In his second inaugural address, March 4, 1865, just 45 days before his assassination, President Abraham Lincoln expressed this sentiment: “With malice toward none, with charity for all . . .”. In describing Lincoln, Count Leo Tolstoy, the famous Russian novelist and playwright said he was “a Christ in miniature.” “Charity for all” could serve as a motto for all Christians. Charity is defined by Moroni as “the pure love of Christ.” Wherefore, cleave unto charity, which is the greatest of all, for all things must fail; but charity is the pure love of Christ, and it endureth forever; and whoso is found possessed of it at the last day, it should be well with them. Wherefore, my beloved brethren, pray unto the Father with all the energy of heart, that ye may be filled with this love which he hath bestowed upon all who are true followers of his Son Jesus Christ, that ye may become the sons of God, that when he shall appear, we shall be like him; for we shall see him as he is, that we may have this hope, that we may be purified as he is pure” (Moroni 7:52-53).
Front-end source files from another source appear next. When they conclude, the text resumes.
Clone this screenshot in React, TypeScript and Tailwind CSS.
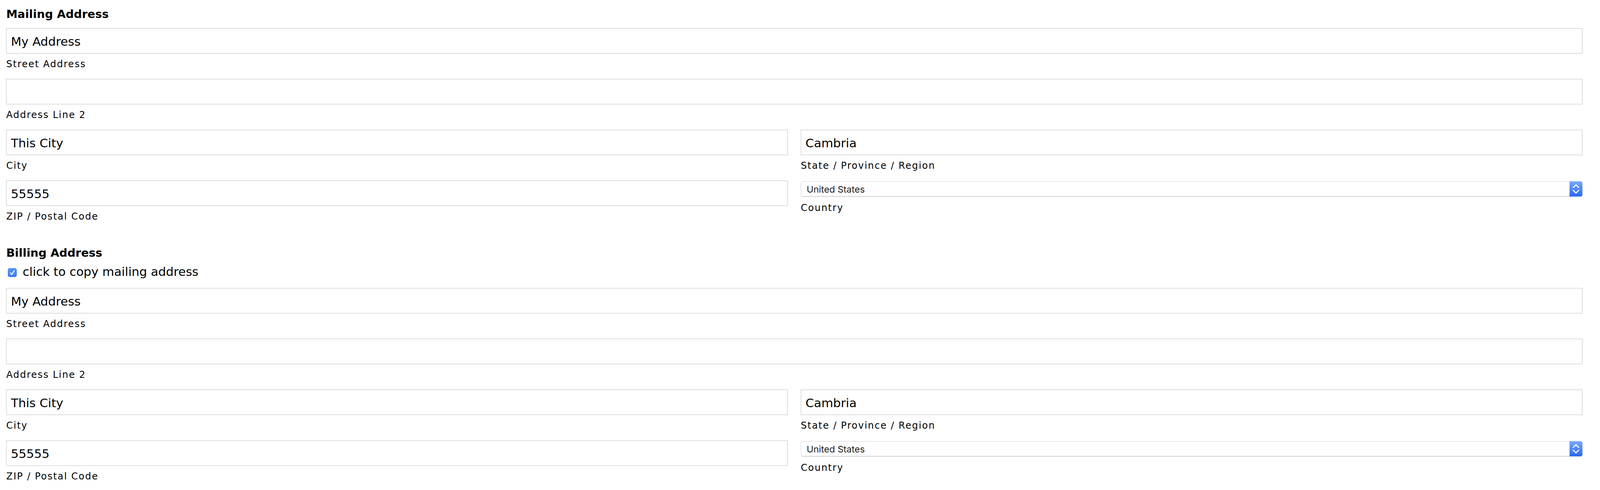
import React from "react";

const FONT = "font-['DejaVu_Sans',Verdana,sans-serif]";

function TextField({ value, label }: { value: string; label: string }) {
  return (
    <div className="flex min-w-0 flex-col">
      <input
        type="text"
        defaultValue={value}
        className={`block w-full min-w-0 h-[65px] border border-[#bfbfbf] bg-white pl-[11px] pt-[3px] text-[31px] text-black outline-none ${FONT}`}
      />
      <label className="mt-[13px] block text-[24px] leading-[28px] tracking-[2px] text-black">{label}</label>
    </div>
  );
}

function CountrySelect({ label }: { label: string }) {
  return (
    <div className="flex min-w-0 flex-col">
      <div className="mt-[2px] flex h-[39px] items-stretch rounded-[5px] border border-[#d3d3d3] border-b-[#b3b3b3] bg-white shadow-[0_1px_1px_rgba(0,0,0,0.05)]">
        <span className="flex flex-1 items-center pl-[14px] pt-[2px] text-[23.5px] text-[#1c1c1c] font-['Inter',sans-serif]">
          United States
        </span>
        <span className="-my-px -mr-px flex w-[33px] shrink-0 items-center justify-center rounded-r-[5px] bg-linear-to-b from-[#7ba8f9] to-[#2a67f5]">
          <svg width="33" height="39" viewBox="0 0 33 39" fill="none">
            <path d="M9.5 16 L16.5 9 L23.5 16" stroke="white" strokeWidth="2.6" strokeLinecap="round" strokeLinejoin="round" />
            <path d="M9.5 23 L16.5 30 L23.5 23" stroke="white" strokeWidth="2.6" strokeLinecap="round" strokeLinejoin="round" />
          </svg>
        </span>
      </div>
      <label className="mt-[15px] block text-[24px] leading-[28px] tracking-[2px] text-black">{label}</label>
    </div>
  );
}

function AddressBlock() {
  return (
    <div className="flex flex-col gap-[24px]">
      <TextField value="My Address" label="Street Address" />
      <TextField value="" label="Address Line 2" />
      <div className="grid grid-cols-2 gap-x-[33px] gap-y-[24px]">
        <TextField value="This City" label="City" />
        <TextField value="Cambria" label="State / Province / Region" />
        <TextField value="55555" label="ZIP / Postal Code" />
        <CountrySelect label="Country" />
      </div>
    </div>
  );
}

export default function App() {
  return (
    <div className={`min-h-[1254px] w-full bg-white ${FONT} text-black`}>
      <div className="pl-[16px] pr-[45px] pt-[19px]">
        <section>
          <h2 className="mb-[19px] text-[29px] font-bold leading-[34px]">Mailing Address</h2>
          <AddressBlock />
        </section>
        <section className="mt-[62px]">
          <h2 className="text-[29px] font-bold leading-[34px]">Billing Address</h2>
          <div className="mb-[24px] mt-[13px] flex items-center">
            <span className="ml-[4px] mt-[5px] flex h-[23px] w-[23px] items-center justify-center rounded-[5px] bg-linear-to-b from-[#5b95f7] to-[#3a7bf3]">
              <svg width="23" height="23" viewBox="0 0 23 23" fill="none">
                <path d="M6.5 12.2 L10 16.5 L16.5 6.8" stroke="white" strokeWidth="2.4" strokeLinecap="round" strokeLinejoin="round" />
              </svg>
            </span>
            <span className="ml-[15px] text-[31px] leading-[36px]">click to copy mailing address</span>
          </div>
          <AddressBlock />
        </section>
      </div>
    </div>
  );
}
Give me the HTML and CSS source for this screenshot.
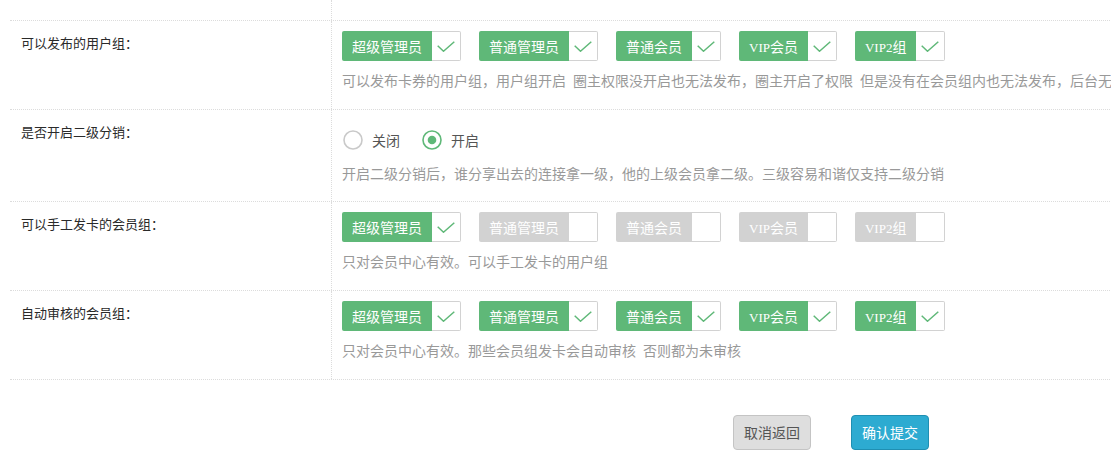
FILE: index.html
```html
<!DOCTYPE html>
<html lang="zh-CN">
<head>
<meta charset="utf-8">
<title>会员组设置</title>
<link rel="stylesheet" href="styles.css">
</head>
<body>
<div class="page">
  <div class="form-table">
    <div class="row row-top"><div class="label"></div><div class="field"></div></div>

    <div class="row">
      <div class="label">可以发布的用户组：</div>
      <div class="field">
        <div class="switches">
          <div class="switch on"><span class="sw-text">超级管理员</span><i class="sw-box"><svg width="18" height="11" viewBox="0 0 18 11"><polyline points="0.7,4.8 6.5,10.2 17.3,0.7" fill="none" stroke="#5fb878" stroke-width="1.5"/></svg></i></div>
          <div class="switch on"><span class="sw-text">普通管理员</span><i class="sw-box"><svg width="18" height="11" viewBox="0 0 18 11"><polyline points="0.7,4.8 6.5,10.2 17.3,0.7" fill="none" stroke="#5fb878" stroke-width="1.5"/></svg></i></div>
          <div class="switch on"><span class="sw-text">普通会员</span><i class="sw-box"><svg width="18" height="11" viewBox="0 0 18 11"><polyline points="0.7,4.8 6.5,10.2 17.3,0.7" fill="none" stroke="#5fb878" stroke-width="1.5"/></svg></i></div>
          <div class="switch on"><span class="sw-text"><span class="latin">VIP</span>会员</span><i class="sw-box"><svg width="18" height="11" viewBox="0 0 18 11"><polyline points="0.7,4.8 6.5,10.2 17.3,0.7" fill="none" stroke="#5fb878" stroke-width="1.5"/></svg></i></div>
          <div class="switch on"><span class="sw-text"><span class="latin">VIP2</span>组</span><i class="sw-box"><svg width="18" height="11" viewBox="0 0 18 11"><polyline points="0.7,4.8 6.5,10.2 17.3,0.7" fill="none" stroke="#5fb878" stroke-width="1.5"/></svg></i></div>
        </div>
        <div class="help">可以发布卡券的用户组，用户组开启&ensp;圈主权限没开启也无法发布，圈主开启了权限&ensp;但是没有在会员组内也无法发布，后台无</div>
      </div>
    </div>

    <div class="row">
      <div class="label">是否开启二级分销：</div>
      <div class="field">
        <div class="radios">
          <div class="radio"><svg width="20" height="20" viewBox="0 0 20 20"><circle cx="10" cy="10" r="9" fill="#fff" stroke="#c9c9c9" stroke-width="1.6"/></svg><span>关闭</span></div>
          <div class="radio"><svg width="20" height="20" viewBox="0 0 20 20"><circle cx="10" cy="10" r="9" fill="#fff" stroke="#5fb878" stroke-width="1.6"/><circle cx="10" cy="10" r="4.3" fill="#5fb878"/></svg><span>开启</span></div>
        </div>
        <div class="help help-radio">开启二级分销后，谁分享出去的连接拿一级，他的上级会员拿二级。三级容易和谐仅支持二级分销</div>
      </div>
    </div>

    <div class="row">
      <div class="label">可以手工发卡的会员组：</div>
      <div class="field">
        <div class="switches">
          <div class="switch on"><span class="sw-text">超级管理员</span><i class="sw-box"><svg width="18" height="11" viewBox="0 0 18 11"><polyline points="0.7,4.8 6.5,10.2 17.3,0.7" fill="none" stroke="#5fb878" stroke-width="1.5"/></svg></i></div>
          <div class="switch off"><span class="sw-text">普通管理员</span><i class="sw-box"></i></div>
          <div class="switch off"><span class="sw-text">普通会员</span><i class="sw-box"></i></div>
          <div class="switch off"><span class="sw-text"><span class="latin">VIP</span>会员</span><i class="sw-box"></i></div>
          <div class="switch off"><span class="sw-text"><span class="latin">VIP2</span>组</span><i class="sw-box"></i></div>
        </div>
        <div class="help">只对会员中心有效。可以手工发卡的用户组</div>
      </div>
    </div>

    <div class="row">
      <div class="label">自动审核的会员组：</div>
      <div class="field">
        <div class="switches">
          <div class="switch on"><span class="sw-text">超级管理员</span><i class="sw-box"><svg width="18" height="11" viewBox="0 0 18 11"><polyline points="0.7,4.8 6.5,10.2 17.3,0.7" fill="none" stroke="#5fb878" stroke-width="1.5"/></svg></i></div>
          <div class="switch on"><span class="sw-text">普通管理员</span><i class="sw-box"><svg width="18" height="11" viewBox="0 0 18 11"><polyline points="0.7,4.8 6.5,10.2 17.3,0.7" fill="none" stroke="#5fb878" stroke-width="1.5"/></svg></i></div>
          <div class="switch on"><span class="sw-text">普通会员</span><i class="sw-box"><svg width="18" height="11" viewBox="0 0 18 11"><polyline points="0.7,4.8 6.5,10.2 17.3,0.7" fill="none" stroke="#5fb878" stroke-width="1.5"/></svg></i></div>
          <div class="switch on"><span class="sw-text"><span class="latin">VIP</span>会员</span><i class="sw-box"><svg width="18" height="11" viewBox="0 0 18 11"><polyline points="0.7,4.8 6.5,10.2 17.3,0.7" fill="none" stroke="#5fb878" stroke-width="1.5"/></svg></i></div>
          <div class="switch on"><span class="sw-text"><span class="latin">VIP2</span>组</span><i class="sw-box"><svg width="18" height="11" viewBox="0 0 18 11"><polyline points="0.7,4.8 6.5,10.2 17.3,0.7" fill="none" stroke="#5fb878" stroke-width="1.5"/></svg></i></div>
        </div>
        <div class="help">只对会员中心有效。那些会员组发卡会自动审核&ensp;否则都为未审核</div>
      </div>
    </div>
  </div>

  <div class="actions">
    <button class="btn btn-cancel" type="button">取消返回</button>
    <button class="btn btn-submit" type="button">确认提交</button>
  </div>
</div>
</body>
</html>
```

FILE: styles.css
```css
html, body {
  margin: 0;
  padding: 0;
  background: #fff;
  overflow: hidden;
}

body {
  font-family: "Noto Sans CJK SC", "Liberation Sans", sans-serif;
  font-size: 14px;
  color: #333;
}

.page {
  width: 1500px;
}

.form-table {
  margin-left: 10px;
  width: 1400px;
}

.row {
  display: flex;
  border-bottom: 1px dotted #dcdcdc;
}

.row-top {
  height: 20px;
}

.label {
  flex: none;
  border-right: 1px dotted #dcdcdc;
  box-sizing: border-box;
  width: 322px;
  padding: 11px 11px 0;
  font-size: 13px;
  line-height: 22px;
  color: #2a2a2a;
}

.field {
  flex: 1;
  padding: 10px 10px 19px;
}

.row-top .field {
  padding: 0;
}

.switches {
  display: flex;
  gap: 18px;
  height: 30px;
}

.switch {
  display: flex;
  height: 30px;
}

.sw-text {
  display: block;
  background: #5fb878;
  color: #fff;
  padding: 0 10px;
  line-height: 30px;
  font-size: 14px;
  border-radius: 2px 0 0 2px;
  white-space: nowrap;
}

.latin {
  font-family: "Liberation Serif", serif;
  font-size: 13px;
}

.switch.off .sw-text {
  background: #d2d2d2;
}

.sw-box {
  display: flex;
  align-items: center;
  justify-content: center;
  width: 28px;
  height: 28px;
  border: 1px solid #d2d2d2;
  border-left: none;
  border-radius: 0 2px 2px 0;
  background: #fff;
}

.help {
  margin-top: 9px;
  line-height: 20px;
  font-size: 14px;
  color: #999;
  white-space: nowrap;
}

.radios {
  display: flex;
  align-items: center;
  height: 28px;
  margin-top: 6px;
}

.radio {
  display: flex;
  align-items: center;
  gap: 9px;
  margin-right: 21px;
  color: #555;
  font-size: 14px;
  padding-left: 1px;
}

.radio svg {
  display: block;
}

.help-radio {
  margin-top: 9px;
}

.row:nth-child(3) .field {
  padding-bottom: 18px;
}

.actions {
  display: flex;
  gap: 40px;
  padding-left: 733px;
  margin-top: 35px;
}

.btn {
  font-family: "Noto Sans CJK SC", "Liberation Sans", sans-serif;
  font-size: 14px;
  line-height: 21px;
  padding: 6px 10px;
  border-radius: 4px;
  border: 1px solid;
  cursor: pointer;
}

.btn-cancel {
  background: #dedede;
  border-color: #c4c4c4;
  color: #555;
}

.btn-submit {
  background: #2dabd1;
  border-color: #1f8fb2;
  color: #fff;
}
```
The Apostles John and Paul wrote in full agreement with Moroni. “Charity suffereth long, and is kind; charity envieth not; charity vaunteth not itself, is not puffed up, doth not behave itself unseemly, seeketh not her own, is not easily provoked, thinketh no evil; rejoiceth not in iniquity, but rejoiceth in the truth; beareth all things, hopeth all things, endureth all things. Charity never faileth; but whether there be prophecies, they shall fail . . . And abideth faith, hope, charity, these three; but the greatest of these is charity” (1 Corinthians 13:4-8, 13). “We know that, when he shall appear, we shall be like him . . .” (1 John 3:2). Will our love be pure, even as his is pure?